Opinión | EL RECORTE

Más impuestos

Si subir impuestos fuese intrínsecamente bueno, no habría ningún problema. Los impuestos serían del cien por cien de lo que ganamos y seríamos todos felices trabajadores de un Estado totalitario. Si, por el contrario, lo absolutamente bueno fuera bajarlos, la decisión sería que nadie pagase ni un euro y volviéramos a una sociedad selvática, en la que regiría la ley del mas fuerte.

Como es obvio, la fiscalidad, que es lo que sostiene a los estados modernos, es un sistema de equilibrio dinámico. Un pozo que extrae riqueza y cuyo caudal ha de subirse o bajarse en según qué momentos. Sirve para sostener los costos del Estado y de los servicios públicos. Y también a instituciones, partidos políticos y sindicatos, agentes del sistema democrático. Y como en todo sistema complejo, no es fácil encontrar el punto justo de equilibrio en cada momento.

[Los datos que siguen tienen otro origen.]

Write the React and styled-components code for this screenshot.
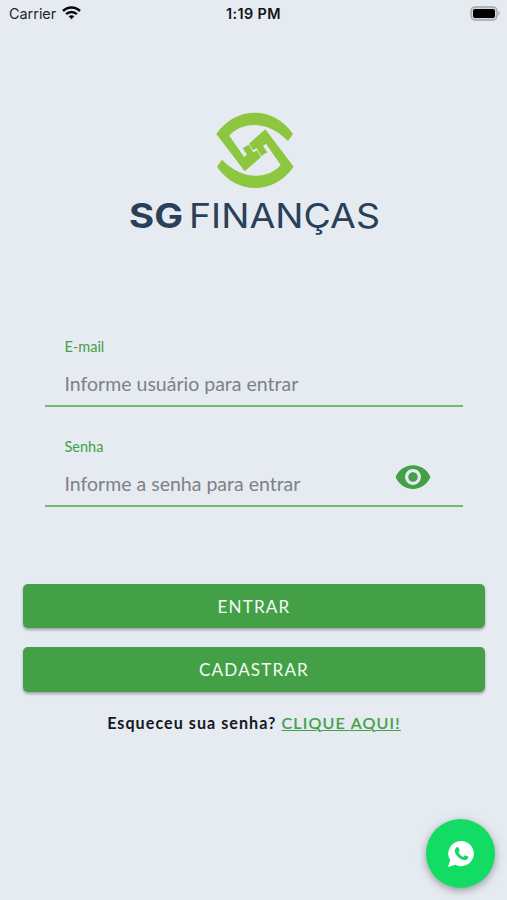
import React, { useState } from "react";
import styled, { createGlobalStyle } from "styled-components";
import { MdVisibility, MdVisibilityOff } from "react-icons/md";

const GlobalStyle = createGlobalStyle`
    * {
        box-sizing: border-box;
    }
    body {
        margin: 0;
        background: #e6ebf2;
        font-family: Lato, sans-serif;
    }
`

const Screen = styled.div`
    display: flex;
    flex-direction: column;
    position: relative;
    height: 900px;
    background: #e6ebf2;
    overflow: hidden;
`

const StatusBar = styled.header`
    display: grid;
    grid-template-columns: 1fr auto 1fr;
    align-items: center;
    height: 26px;
    padding: 0 6px 0 9px;
    font-family: Inter, sans-serif;
    font-size: 14.4px;
    color: #23262a;
`

const Carrier = styled.div`
    display: flex;
    align-items: center;
    gap: 6px;
`

const Clock = styled.div`
    margin-right: 3px;
    font-size: 14.4px;
    font-weight: 600;
    letter-spacing: 0.4px;
    color: #111316;
`

const Battery = styled.svg`
    justify-self: end;
`

const Brand = styled.div`
    display: flex;
    flex-direction: column;
    align-items: center;
    height: 294px;
    padding-top: 74px;
`

const Mark = styled.svg`
    display: block;
    margin-left: 3px;
`

const Wordmark = styled.svg`
    display: block;
    font-family: Inter, sans-serif;
    fill: #2a4059;
`

const Form = styled.form`
    display: flex;
    flex-direction: column;
    padding: 0 22px 0 23px;
`

const Field = styled.label`
    display: flex;
    align-items: center;
    height: 87px;
    margin: 0 22px 13px;
    padding: 0 31px 0 19.5px;
    border-bottom: 2px solid #6fb973;
`

const FieldText = styled.span`
    display: flex;
    flex: 1;
    flex-direction: column;
    padding-top: 17px;
`

const Label = styled.span`
    height: 25px;
    font-size: 14.5px;
    line-height: 24px;
    color: #43a047;
`

const Input = styled.input`
    width: 100%;
    height: 48px;
    padding: 0;
    border: 0;
    outline: 0;
    background: transparent;
    font-family: inherit;
    font-size: 19.5px;
    color: #333;
    &::placeholder {
        color: #7d8186;
        opacity: 1;
    }
`

const EyeButton = styled.button`
    display: flex;
    padding: 29px 0 0;
    border: 0;
    background: none;
    color: #43a047;
`

const Actions = styled.div`
    display: flex;
    flex-direction: column;
    gap: 19px;
    padding-top: 64px;
`

const Button = styled.button`
    height: 44.4px;
    padding: 0;
    border: 0;
    border-radius: 5px;
    background: #43a047;
    box-shadow: 0 2px 3px rgba(0, 0, 0, 0.3);
    color: #f2fbf2;
    font-family: inherit;
    font-size: 17.1px;
    letter-spacing: 1.15px;
`

const Forgot = styled.p`
    margin: 19px 0 0;
    text-align: center;
    font-size: 16.1px;
    line-height: 24px;
    font-weight: 700;
    letter-spacing: 1.05px;
    color: #15181c;
`

const ForgotLink = styled.a`
    color: #43a047;
    font-weight: 500;
    letter-spacing: 1.15px;
    text-decoration: underline;
    text-decoration-thickness: 1px;
    -webkit-text-stroke: 0.2px #43a047;
`

const WhatsApp = styled.a`
    display: flex;
    align-items: center;
    justify-content: center;
    position: absolute;
    right: 12px;
    bottom: 12px;
    width: 69px;
    height: 69px;
    border-radius: 50%;
    background: #12dc64;
    box-shadow: 0 3px 7px rgba(0, 0, 0, 0.26), 0 1px 14px rgba(0, 0, 0, 0.1);
`

// one half of the mark, the other half is the same shape turned around
const HALF = "M264 123 L279 102 C222 18 108 16 49 102 L134 214 L183 171 L171 151 L160 157 L146 134 L128 145 L141 164 L132 171 L88 107 C124 65 201 58 264 123 Z"

function Logo() {
    return (
        <Brand>
            <Mark width="110" height="92" viewBox="0 0 330 276" fill="#8dc63f">
                <path d={HALF} />
                <path d={HALF} transform="rotate(180 165 151)" />
            </Mark>
            <Wordmark width="264" height="56" viewBox="0 0 264 56">
                <text x="7" y="36" fontSize="33.5" fontWeight="700" textLength="54" lengthAdjust="spacingAndGlyphs">SG</text>
                <text x="67" y="36" fontSize="33.5" fontWeight="400" textLength="191" lengthAdjust="spacingAndGlyphs">FINANÇAS</text>
            </Wordmark>
        </Brand>
    )
}

export default function App() {
    const [visible, setVisible] = useState(false)

    return (
        <Screen>
            <GlobalStyle />
            <StatusBar>
                <Carrier>
                    Carrier
                    <svg width="19" height="14" viewBox="0 0 19 14" fill="none" stroke="#08090a" strokeWidth="2.5">
                        <path d="M1 5 C5.8 .2 13.2 .2 18 5" />
                        <path d="M4.1 8.1 C7.2 5.2 11.8 5.2 14.9 8.1" />
                        <path d="M6.7 10.3 C8.3 8.9 10.7 8.9 12.3 10.3 L9.5 13.3 Z" fill="#08090a" stroke="none" />
                    </svg>
                </Carrier>
                <Clock>1:19 PM</Clock>
                <Battery width="31" height="15" viewBox="0 0 31 15">
                    <rect x="1" y="1" width="26" height="13" rx="4" fill="#d3d6d9" stroke="#a2a5a8" strokeWidth="1.4" />
                    <rect x="3" y="3" width="22" height="9" rx="2" fill="#000" />
                    <path d="M28.5 5 Q31 7.5 28.5 10 Z" fill="#a2a5a8" />
                </Battery>
            </StatusBar>
            <Logo />
            <Form onSubmit={(e) => e.preventDefault()}>
                <Field>
                    <FieldText>
                        <Label>E-mail</Label>
                        <Input type="email" placeholder="Informe usuário para entrar" />
                    </FieldText>
                </Field>
                <Field>
                    <FieldText>
                        <Label>Senha</Label>
                        <Input type={visible ? "text" : "password"} placeholder="Informe a senha para entrar" />
                    </FieldText>
                    <EyeButton type="button" onClick={() => setVisible(!visible)}>
                        {visible ? <MdVisibilityOff size={38} /> : <MdVisibility size={38} />}
                    </EyeButton>
                </Field>
                <Actions>
                    <Button>ENTRAR</Button>
                    <Button type="button">CADASTRAR</Button>
                </Actions>
                <Forgot>
                    Esqueceu sua senha? <ForgotLink>CLIQUE AQUI!</ForgotLink>
                </Forgot>
            </Form>
            <WhatsApp>
                <svg width="26" height="26" viewBox="0 0 26 26">
                    <path d="M13 0 A12.8 12.6 0 1 1 7.2 23.8 L0 26 L2.2 19.2 A12.8 12.6 0 0 1 13 0 Z" fill="#fff" />
                    <path d="M8.6 6.4 C9.5 5.7 10.3 6 10.7 7 L11.6 9.2 C11.9 10 10.8 10.7 10.5 11.2 C11.6 13.5 13.3 15 15.6 15.9 C16.3 15.3 16.9 14.1 17.6 14.4 L20.1 15.6 C20.8 16 20 18 18.7 18.7 C13.5 21 5.5 13 6.9 8.7 C7.2 7.7 7.8 6.9 8.6 6.4 Z" fill="#12dc64" />
                </svg>
            </WhatsApp>
        </Screen>
    )
}
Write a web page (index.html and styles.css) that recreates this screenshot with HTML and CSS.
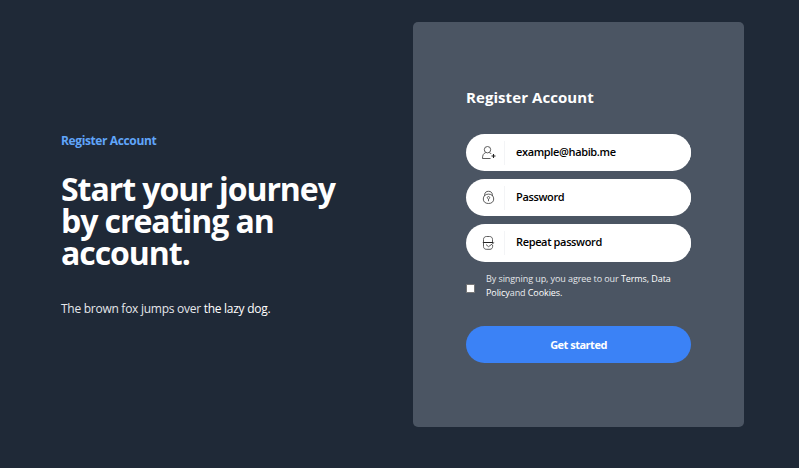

El problema es el de siempre: el insoportable fanatismo de la sociedad que vivimos. Los mismos partidos y medios que cargaron de forma inmisericorde contra el PP de Rajoy, que subió miles de millones en impuestos en 2012, defienden hoy que hay que aumentar la fiscalidad en este país. Y los herederos de aquellos que subieron tantos impuestos, cargan ahora contra el PSOE de Sánchez por pretender hacer lo mismo. La coherencia y España nunca van de la mano.

Si nos abstraemos del sectarismo, la fiscalidad es una herramienta que hay que manejar con cuidado. Los impuestos son esenciales para mantener nuestras sociedades, desde el sistema de pensiones a los servicios de salud pública. Pero es igualmente cierto que los gobiernos que llevan el dinero desde los que pagan a los que reciben se quedan con una parte de los recursos como precio por la gestión. Cada vez más. Y con ella sostienen los fastos y gastos propios. La burocracia crece como una enredadera inútil. Y los políticos se otorgan privilegios, como no pagar impuestos por una parte de sus ingresos o que los partidos no tributen a Hacienda como el resto de las sociedades.

Las administraciones públicas –de derechas, de izquierdas o mediopensionistas– tienden a gastar cada vez más en su propio bienestar. Los costos de intermediación son cada vez mayores y lo que realmente llega a los que lo necesitan se distribuye de forma ineficaz, errática y poco ágil. El pozo fiscal saca más recursos, pero nadie se está ocupando de que el yacimiento –la economía productiva– siga produciendo la suficiente cantidad para poder seguir explotándolo por muchos años. Este debate infantil sobre la fiscalidad produce el mismo hastío que la política contemporánea. Es un debate para votantes idiotas.